Alas, my teacher didn’t share my dad’s enthusiasm when I showed him my discovery the following morning.
“It’s not right. It doesn’t work,” he said, shoving the paper aside without a glance in my direction.
I argued that, in fact, it was right—after all, half the answers were provided in the textbook, and the algorithm had worked on them all.
“Todd, go sit down now. It’s wrong,” he said.
Acting on impulse—again—I refused to walk away. Conscious that my heartbeat was accelerating, I told him, in what I’m sure was a less-than-respectful tone, that he obviously didn’t understand math. What had started as a quiet conversation escalated into a shouting match and ended with me sitting in detention. Five minutes after the class ended, my teacher marched into the detention room, approached my desk, and slammed down my worksheet, on which he’d written a new problem, for which my algorithm did not work.
“Don’t ever question me in front of my class again,” he said, and turned and walked away.
Of course my teacher was right, and I was wrong … about the algorithm. But I’d daresay he was terribly wrong about the broader question of how to bring out the best in his students.

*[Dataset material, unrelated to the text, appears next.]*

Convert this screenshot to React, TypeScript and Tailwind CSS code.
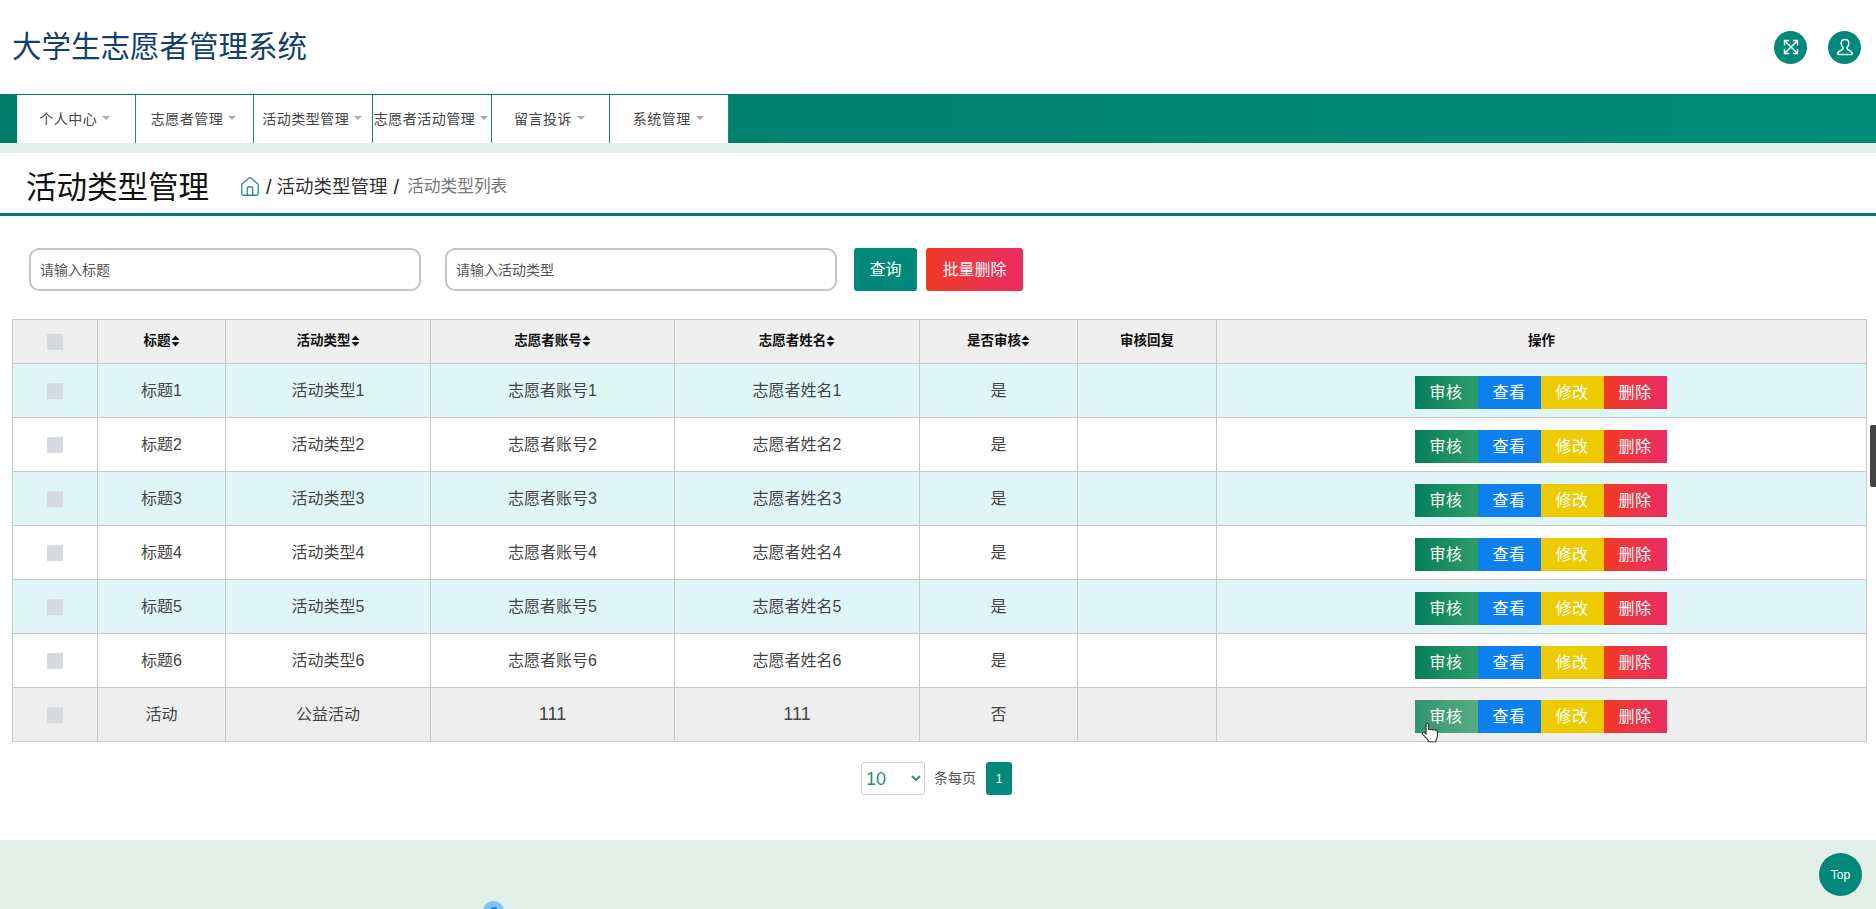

Luckily for me, not all my teachers were threatened, or even annoyed by my inquisitiveness. In fact, my best classroom memory from high school is of the encouragement I got in an Advanced Placement history class I managed to enroll in during my sophomore year in high school. (I had begged into the class, not because I loved history, at first, but because I heard the teacher didn’t give tests.) My teacher, an expert in the pre-glasnost Soviet Union, routinely reminded us that studying history wasn’t about memorizing dates, but rather about probing critically into the complex relationships at play during the time in question to learn why things happened as they did. She loved it when I played the contrarian, asking questions devoid of the knee-jerk Soviet-bashing view so popular at that time. Of course, some of the details are fuzzy, but I clearly remember her smiling response after I followed her lead and connected some dots between a particular food supply problem and a military conflict. She walked over to me and literally shook my hand, saying, “Now that’s what it means to think historically!” From that point on, I was hooked, and tried my best—at least in her classroom.